Aerial view of the Wells Reserve in southern Maine.

Nik: From Brookstone to unmanned aerial marsh vegetation monitoring in nine years.

Sue: It’s been quite the ride. I was in graduate school at Antioch University and I needed a senior project, so I created The Way Forward, which was a road map for the NERRS on how to adopt drones and their uses. We say drones are best suited for dirty, dull, or dangerous missions, and although the marsh is never dull, it can certainly be dirty and dangerous!

Nik: Where’d you grow up? 

Sue: Rochester, New Hampshire. I was lucky enough to grow up in a time and a town where kids could bicycle anywhere. My backyard was very large—basically the whole town. I biked to City Hall when I was 12 and asked for a road map, and I started marking off all the roads I’d ridden. I guess that was my first mapping project. 

Nik: That’s so on-brand for Sue Bickford. Weren’t you part of the NOAA/NERRS delegation—SEAL Team Nina—that went down to Puerto Rico after Hurricane Maria?

Sue: We helped cut their trails back so they could get to their infrastructure again. I also brought my own DJI Mavic drone so we could do twice as much mapping. The Jobos Bay staff will be able to tell from aerial photographs what species of mangroves are growing back.

Nik: For those who don’t know about monitoring in the Reserve System and what it’s for, there’s a lot of taking snapshots that you can compare over geography or over time. Not just photos—soundscapes and chemical snapshots too.

Sue: It’s about recording baselines.

Nik: And technology now allows us to do it better than sending two interns out in a canoe, for instance. Another monitoring project you began is the soundscape ecology project?

Sue: Last spring we had a two-day soundscape ecology workshop and four other Reserves came. They each went home with a sound recording box. On Earth Day, we recorded for an entire day at the same time at all of our Reserves. Then we compared our soundscapes. Recording baseline data helps us see how soundscapes evolve. We’re already seeing changes; we don’t have meadowlarks anymore in Wells, we barely have bobolinks. 

Nik: What are some of the strangest things you’ve heard?

Sue: We’ve heard gunshots, interns’ conversations, lots of trains, planes and automobiles. But once, in the middle of the night, there was one single whippoorwill call. We never knew we had whippoorwills because we’d never been listening at 2:00am and we never heard it again.

Nik: Speaking of change: you’re stepping down as stewardship coordinator.

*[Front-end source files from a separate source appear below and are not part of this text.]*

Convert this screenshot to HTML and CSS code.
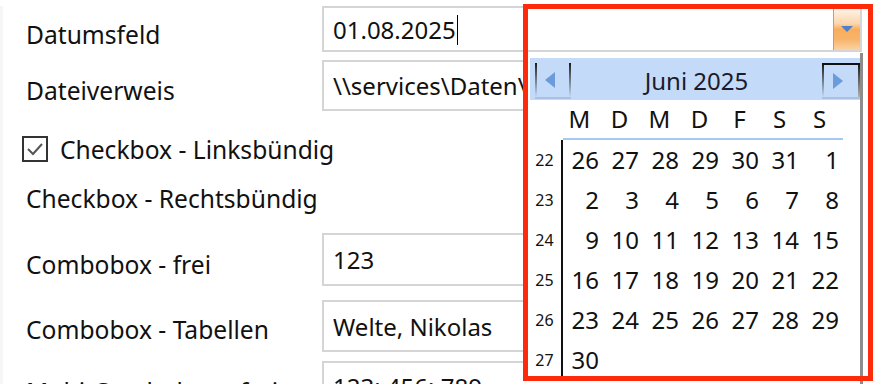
FILE: index.html
```html
<!DOCTYPE html>
<html lang="de">
<head>
    <meta charset="UTF-8">
    <title>Formular</title>
    <link rel="stylesheet" href="styles.css">
</head>
<body>
    <div class="form">
        <!-- Datumsfeld -->
        <div class="row row-date">
            <div class="label">Datumsfeld</div>
            <div class="field field-date">
                <span class="value">01.08.2025<span class="caret"></span></span>
                <div class="drop-button">
                    <svg width="12" height="7" viewBox="0 0 12 7"><polygon points="0,0 12,0 6,6" fill="#4f7fc8"/></svg>
                </div>
            </div>
        </div>

        <div class="row row-file">
            <div class="label">Dateiverweis</div>
            <div class="field"><span class="value">\\services\Daten\Projekte</span></div>
        </div>

        <div class="row row-check-left">
            <div class="checkbox">
                <svg width="22" height="22" viewBox="0 0 22 22"><polyline points="4,11 9,16 18,6" fill="none" stroke="#555" stroke-width="2"/></svg>
            </div>
            <div class="check-label">Checkbox - Linksbündig</div>
        </div>

        <div class="row row-check-right">
            <div class="label">Checkbox - Rechtsbündig</div>
        </div>

        <div class="row row-combo">
            <div class="label">Combobox - frei</div>
            <div class="field"><span class="value">123</span></div>
        </div>

        <div class="row row-table">
            <div class="label">Combobox - Tabellen</div>
            <div class="field"><span class="value">Welte, Nikolas</span></div>
        </div>

        <div class="row row-multi">
            <div class="label">Multi-Combobox - frei</div>
            <div class="field"><span class="value">123; 456; 789</span></div>
        </div>
    </div>

    <!-- Kalender-Popup -->
    <div class="calendar">
        <div class="cal-head">
            <div class="nav nav-prev">
                <svg width="10" height="16" viewBox="0 0 10 16"><polygon points="10,0 10,16 0,8" fill="#6b9bd8"/></svg>
            </div>
            <div class="cal-title">Juni 2025</div>
            <div class="nav nav-next">
                <svg width="10" height="16" viewBox="0 0 10 16"><polygon points="0,0 0,16 10,8" fill="#6b9bd8"/></svg>
            </div>
        </div>
        <div class="cal-grid">
            <div class="wk-empty"></div>
            <div class="dow">M</div><div class="dow">D</div><div class="dow">M</div><div class="dow">D</div><div class="dow">F</div><div class="dow">S</div><div class="dow">S</div>

            <div class="wk">22</div>
            <div class="day">26</div><div class="day">27</div><div class="day">28</div><div class="day">29</div><div class="day">30</div><div class="day">31</div><div class="day">1</div>

            <div class="wk">23</div>
            <div class="day">2</div><div class="day">3</div><div class="day">4</div><div class="day">5</div><div class="day">6</div><div class="day">7</div><div class="day">8</div>

            <div class="wk">24</div>
            <div class="day">9</div><div class="day">10</div><div class="day">11</div><div class="day">12</div><div class="day">13</div><div class="day">14</div><div class="day">15</div>

            <div class="wk">25</div>
            <div class="day">16</div><div class="day">17</div><div class="day">18</div><div class="day">19</div><div class="day">20</div><div class="day">21</div><div class="day">22</div>

            <div class="wk">26</div>
            <div class="day">23</div><div class="day">24</div><div class="day">25</div><div class="day">26</div><div class="day">27</div><div class="day">28</div><div class="day">29</div>

            <div class="wk">27</div>
            <div class="day">30</div><div class="day"></div><div class="day"></div><div class="day"></div><div class="day"></div><div class="day"></div><div class="day"></div>
        </div>
    </div>

    <!-- Markierung -->
    <div class="highlight"></div>
</body>
</html>
```

FILE: styles.css
```css
body{
    margin: 0;
    background: #fff;
    font-family: "Noto Sans", "Open Sans", sans-serif;
    font-size: 24px;
    color: #111;
    overflow: hidden;
    height: 384px;
}
.form{
    border-left: 3px solid #f6f6f6;
    padding-left: 23px;
    height: 384px;
}
.row{
    display: flex;
    align-items: center;
}
.label,
.check-label{
    font-size: 24.6px;
}
.label{
    width: 296px;
    padding-top: 10px;
    white-space: nowrap;
}
.field{
    box-sizing: border-box;
    width: 540px;
    height: 50px;
    border: 2px solid #d5d5d5;
    background: #fff;
    display: flex;
    align-items: center;
    padding-left: 9px;
    white-space: nowrap;
    overflow: hidden;
}
.caret{
    display: inline-block;
    width: 0;
    height: 30px;
    border-right: 1px solid #000;
    vertical-align: middle;
    margin-left: 1px;
    margin-top: -4px;
}

.row-date{ margin-top: 6px; }
.row-date .field{ height: 46px; position: relative; }
.row-file{ margin-top: 8px; }
.row-file .field{ height: 51px; }
.row-check-left{ margin-top: 20px; height: 36px; }
.row-check-right{ margin-top: 13px; height: 36px; }
.row-check-right .label{ padding-top: 0; }
.row-combo{ margin-top: 17px; }
.row-combo .field{ height: 53px; }
.row-table{ margin-top: 14px; }
.row-table .field{ height: 52px; }
.row-table .label{ padding-top: 6px; }
.row-multi{ margin-top: 9px; }

.drop-button{
    position: absolute;
    right: 0;
    top: 1px;
    bottom: 0;
    width: 26px;
    border-left: 1px solid #b3a57a;
    background: linear-gradient(#fff3e6 0%, #fcd7ad 35%, #f9ad5c 50%, #f8b46c 75%, #fbd3a5 100%);
    display: flex;
    align-items: center;
    justify-content: center;
}

.checkbox{
    box-sizing: border-box;
    width: 26px;
    height: 26px;
    border: 2px solid #333;
    margin-left: -4px;
    margin-right: 12px;
    display: flex;
    align-items: center;
    justify-content: center;
}

/* Kalender */
.calendar{
    position: absolute;
    left: 528px;
    top: 53px;
    width: 335px;
    height: 340px;
    box-sizing: border-box;
    background: #fff;
    border-right: 3px solid #8c8c8c;
    padding: 5px 0 0 2px;
}
.cal-head{
    height: 42px;
    background: #c3daf9;
    display: flex;
    align-items: center;
    padding: 0 0 0 5px;
}
.nav{
    box-sizing: border-box;
    height: 36px;
    margin-top: 3px;
    display: flex;
    align-items: center;
    justify-content: center;
    border-bottom: 2px solid #a9c2e4;
}
.nav-prev{
    width: 36px;
    background:
        linear-gradient(#1c1c1c, #c3daf9) left / 2px 100% no-repeat,
        linear-gradient(#1c1c1c, #c3daf9) right / 2px 100% no-repeat;
    padding-right: 6px;
}
.nav-next{
    width: 38px;
    border-top: 2px solid #111;
    background:
        linear-gradient(#1c1c1c, #c3daf9) left / 2px 100% no-repeat,
        linear-gradient(#1c1c1c, #b0b0b0) right / 2px 100% no-repeat;
    padding-right: 6px;
}
.cal-title{
    flex: 1;
    text-align: center;
    color: #1b1b2b;
    padding-top: 2px;
}
.cal-grid{
    display: grid;
    grid-template-columns: 33px repeat(7, 40px);
    grid-template-rows: 40px repeat(6, 40px);
}
.dow{
    text-align: center;
    padding-right: 7px;
    border-bottom: 2px solid #a6c8f2;
    line-height: 38px;
}
.wk{
    box-sizing: border-box;
    border-right: 2px solid #111;
    font-size: 16px;
    text-align: center;
    padding-right: 2px;
    line-height: 40px;
}
.day{
    text-align: right;
    padding-right: 4px;
    line-height: 40px;
}

.highlight{
    position: absolute;
    left: 523px;
    top: 4px;
    width: 350px;
    height: 377px;
    box-sizing: border-box;
    border: 5px solid #fe2a0c;
}
```
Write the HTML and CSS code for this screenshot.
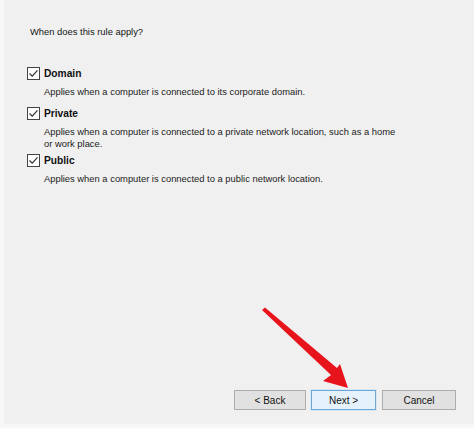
FILE: index.html
```html
<!DOCTYPE html>
<html lang="en">
<head>
    <meta charset="UTF-8">
    <meta name="viewport" content="width=device-width, initial-scale=1.0">
    <title>New Inbound Rule Wizard - Profile</title>
    <link rel="stylesheet" href="styles.css">
</head>
<body>
    <div class="wizard">
        <main class="wizard-body">
            <p class="question">When does this rule apply?</p>

            <ul class="profiles">
                <li class="profile">
                    <label class="profile-title">
                        <svg class="check" width="13" height="13" viewBox="0 0 13 13">
                            <rect x="0.5" y="0.5" width="12" height="12" fill="#fff" stroke="#444"/>
                            <path d="M2.5 6.5 L5.2 9.2 L10.5 3.3" fill="none" stroke="#333" stroke-width="1.2"/>
                        </svg>
                        Domain
                    </label>
                    <p class="profile-desc">Applies when a computer is connected to its corporate domain.</p>
                </li>
                <li class="profile profile-private">
                    <label class="profile-title">
                        <svg class="check" width="13" height="13" viewBox="0 0 13 13">
                            <rect x="0.5" y="0.5" width="12" height="12" fill="#fff" stroke="#444"/>
                            <path d="M2.5 6.5 L5.2 9.2 L10.5 3.3" fill="none" stroke="#333" stroke-width="1.2"/>
                        </svg>
                        Private
                    </label>
                    <p class="profile-desc">Applies when a computer is connected to a private network location, such as a home<br>or work place.</p>
                </li>
                <li class="profile profile-public">
                    <label class="profile-title">
                        <svg class="check" width="13" height="13" viewBox="0 0 13 13">
                            <rect x="0.5" y="0.5" width="12" height="12" fill="#fff" stroke="#444"/>
                            <path d="M2.5 6.5 L5.2 9.2 L10.5 3.3" fill="none" stroke="#333" stroke-width="1.2"/>
                        </svg>
                        Public
                    </label>
                    <p class="profile-desc">Applies when a computer is connected to a public network location.</p>
                </li>
            </ul>
        </main>

        <footer class="buttons">
            <button class="btn btn-back">&lt; Back</button>
            <button class="btn btn-next">Next &gt;</button>
            <button class="btn btn-cancel">Cancel</button>
        </footer>

        <!-- Красная стрелка на кнопку "Next" -->
        <svg class="pointer" width="474" height="428" viewBox="0 0 474 428">
            <path d="M262 310 L265 307.5 L337 368 L340 364 L348 388 L323 381 L331 375 Z" fill="#e8141b"/>
        </svg>
    </div>
</body>
</html>
```

FILE: styles.css
```css
* {
    margin: 0;
    padding: 0;
    box-sizing: border-box;
}

body {
    background: #f7f7f7;
    font-family: 'Liberation Sans', Arial, sans-serif;
    font-size: 9.4px;
    color: #151515;
}

.wizard {
    position: relative;
    display: flex;
    flex-direction: column;
    height: 424px;
    margin: 0 0 4px 4px;
    background: #f0f0f0;
}

.wizard-body {
    flex: 1;
    padding: 25px 0 0 23px;
}

.question {
    line-height: 13px;
    margin-left: 3px;
}

.profiles {
    list-style: none;
    margin-top: 28px;
}

.profile-title {
    display: flex;
    align-items: center;
    gap: 4px;
    height: 14px;
    font-weight: bold;
    font-size: 10.2px;
    color: #111;
}

.check {
    display: block;
}

.profile-desc {
    margin: 5.5px 0 0 17px;
    line-height: 11.5px;
    color: #222;
}

.profile-private {
    margin-top: 9.5px;
}

.profile-public {
    margin-top: 4.5px;
}

/* Кнопки мастера */
.buttons {
    display: flex;
    justify-content: flex-end;
    gap: 5px;
    padding: 0 18px 14px 0;
}

.btn {
    height: 20px;
    font-family: inherit;
    font-size: 10px;
    color: #111;
    background: #e1e1e1;
    border: 1px solid #adadad;
}

.btn-back {
    width: 72px;
}

.btn-next {
    width: 65px;
    background: #e5f1fb;
    border-color: #6ea6d6;
    box-shadow: 0 0 0 1px #d6e8f6;
}

.btn-cancel {
    width: 74px;
    margin-left: 1px;
}

.pointer {
    position: absolute;
    left: -4px;
    top: 0;
    pointer-events: none;
}
```
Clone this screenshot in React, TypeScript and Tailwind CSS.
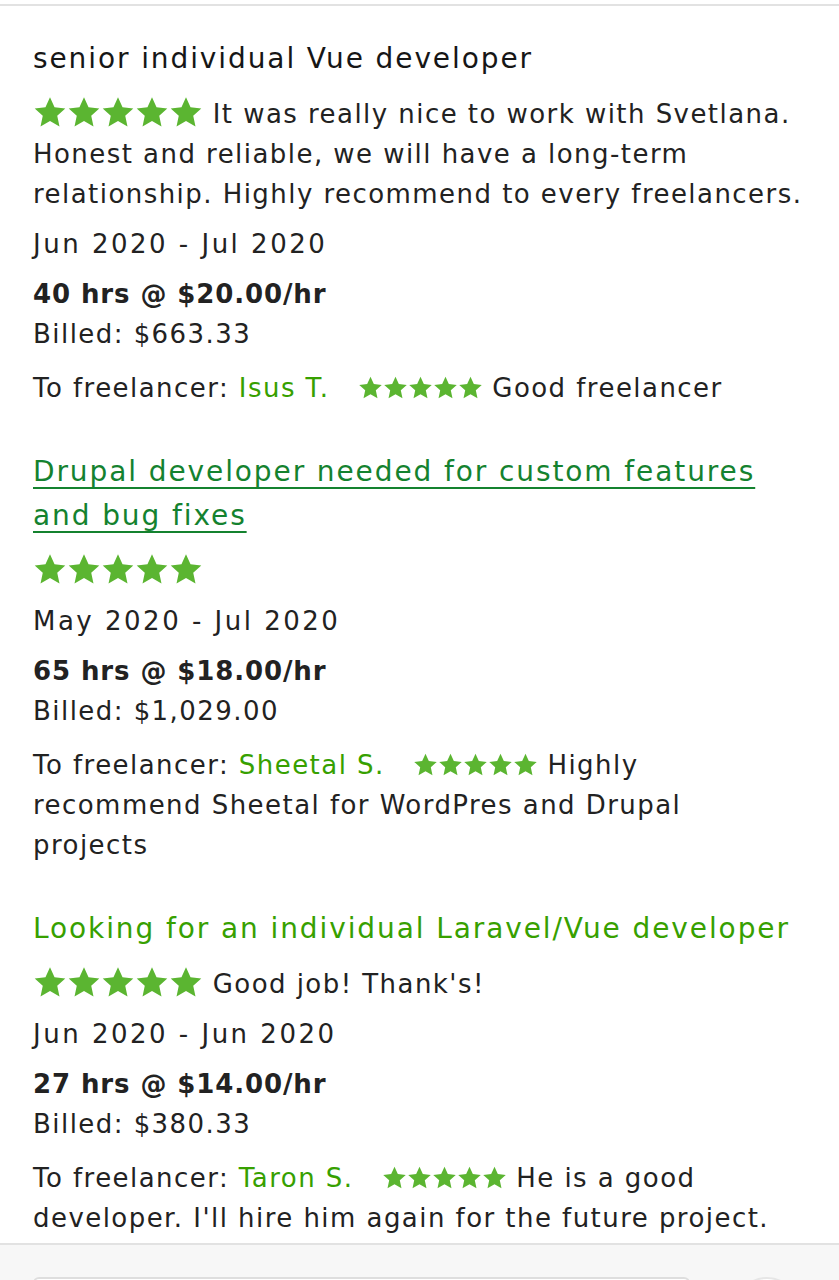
import React from "react";

const GREEN_STAR = "#5bb531";

function Star({ size }: { size: number }) {
  return (
    <svg width={size} height={size} viewBox="0 0 24 24" className="shrink-0">
      <path
        d="M12 1.6l3.2 7.1 7.6.8-5.7 5.2 1.6 7.6L12 18.4l-6.7 3.9 1.6-7.6-5.7-5.2 7.6-.8z"
        fill={GREEN_STAR}
      />
    </svg>
  );
}

function Stars({ big }: { big?: boolean }) {
  const s = big ? 34 : 25;
  return (
    <span className="inline-flex align-middle" style={{ verticalAlign: big ? "-6px" : "-3px" }}>
      {[0, 1, 2, 3, 4].map((i) => (
        <Star key={i} size={s} />
      ))}
    </span>
  );
}

type Item = {
  title: string;
  titleKind: "plain" | "link" | "green";
  comment?: string;
  dates: string;
  hrs: string;
  billed: string;
  freelancer: string;
  feedback: string;
};

const items: Item[] = [
  {
    title: "senior individual Vue developer",
    titleKind: "plain",
    comment:
      "It was really nice to work with Svetlana. Honest and reliable, we will have a long-term relationship. Highly recommend to every freelancers.",
    dates: "Jun 2020 - Jul 2020",
    hrs: "40 hrs @ $20.00/hr",
    billed: "Billed: $663.33",
    freelancer: "Isus T.",
    feedback: "Good freelancer",
  },
  {
    title: "Drupal developer needed for custom features and bug fixes",
    titleKind: "link",
    dates: "May 2020 - Jul 2020",
    hrs: "65 hrs @ $18.00/hr",
    billed: "Billed: $1,029.00",
    freelancer: "Sheetal S.",
    feedback: "Highly recommend Sheetal for WordPres and Drupal projects",
  },
  {
    title: "Looking for an individual Laravel/Vue developer",
    titleKind: "green",
    comment: "Good job! Thank's!",
    dates: "Jun 2020 - Jun 2020",
    hrs: "27 hrs @ $14.00/hr",
    billed: "Billed: $380.33",
    freelancer: "Taron S.",
    feedback: "He is a good developer. I'll hire him again for the future project.",
  },
];

function Entry({ item }: { item: Item }) {
  const titleCls =
    item.titleKind === "plain"
      ? "text-[#161616]"
      : item.titleKind === "link"
      ? "text-[#14822f] underline underline-offset-[6px] decoration-2"
      : "text-[#37a000]";
  return (
    <div className="pb-[42px]">
      <div className={`text-[28px] leading-[44px] tracking-[1.9px] ${titleCls}`}>{item.title}</div>
      <div className="mt-[13px] leading-[40px]">
        <Stars big />
        {item.comment && <span> {item.comment}</span>}
      </div>
      <div className="mt-[10px] leading-[40px] tracking-[2.5px]">{item.dates}</div>
      <div className="mt-[10px] leading-[40px] font-bold tracking-[0.9px]">{item.hrs}</div>
      <div className="leading-[40px]">{item.billed}</div>
      <div className="mt-[14px] leading-[40px]">
        To freelancer: <span className="text-[#37a000]">{item.freelancer}</span>
        <span className="inline-block w-[28px]" />
        <Stars /> {item.feedback}
      </div>
    </div>
  );
}

export default function App() {
  return (
    <div
      className="w-[839px] h-[1280px] overflow-hidden bg-white flex flex-col text-[26px] tracking-[1.45px] text-[#222222]"
      style={{ fontFamily: '"DejaVu Sans", sans-serif' }}
    >
      <div className="h-[4px] bg-white shrink-0" />
      <div className="h-[2px] bg-[#e2e2e2] shrink-0" />
      <div className="px-[33px] pt-[31px] flex-1 min-h-0 overflow-hidden">
        {items.map((it, i) => (
          <Entry key={i} item={it} />
        ))}
      </div>
      <div className="h-[2px] bg-[#e2e2e2] shrink-0" />
      <div className="bg-[#f7f7f7] h-[35px] shrink-0 overflow-hidden px-[33px] pt-[32px] flex gap-[44px]">
        <div className="w-[657px] h-[40px] shrink-0 bg-white border-2 border-[#dedede] rounded-t-[6px]" />
        <div className="w-[66px] h-[66px] shrink-0 rounded-full bg-white border-2 border-[#e6e6e6]" />
      </div>
    </div>
  );
}
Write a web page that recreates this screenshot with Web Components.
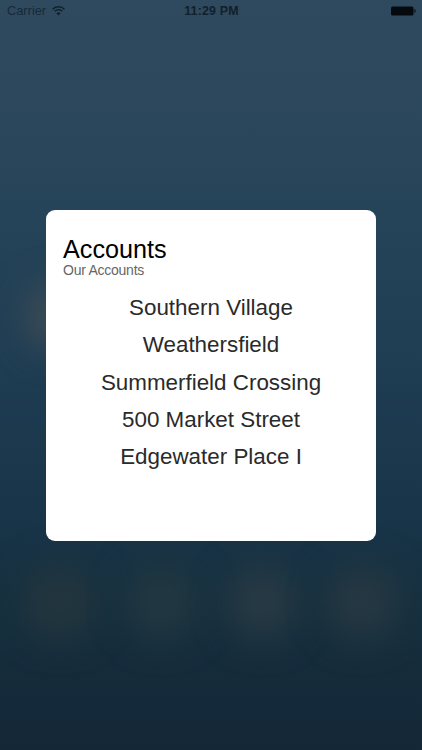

Sue: After twenty years, I’ve gone to part-time. 

Nik: What are you going to do with yourself now that you’ve got free time?

Sue: I’m helping schools get drones into their STEM classrooms. Drones are a whole new pathway to get students into critical thinking, creativity, collaboration, and communication: all skills needed in the 21st century workforce.

Nik: You like working with students? How do you feel about the future?

Sue: I believe they will figure things out. Our job is just to set them up and help them get the skills needed to do that.

Nik: Lightning round: fresh or salty?

Sue: I’m a salty person.

Nik: Yes, you are. Favorite animal?

Sue: Foxes, I guess.

Nik: Why?

Sue: I have no idea. Although, the day before I left for Iraq, a pair of foxes came around the corner, and I ended up marrying the gentleman I was walking with when we saw them.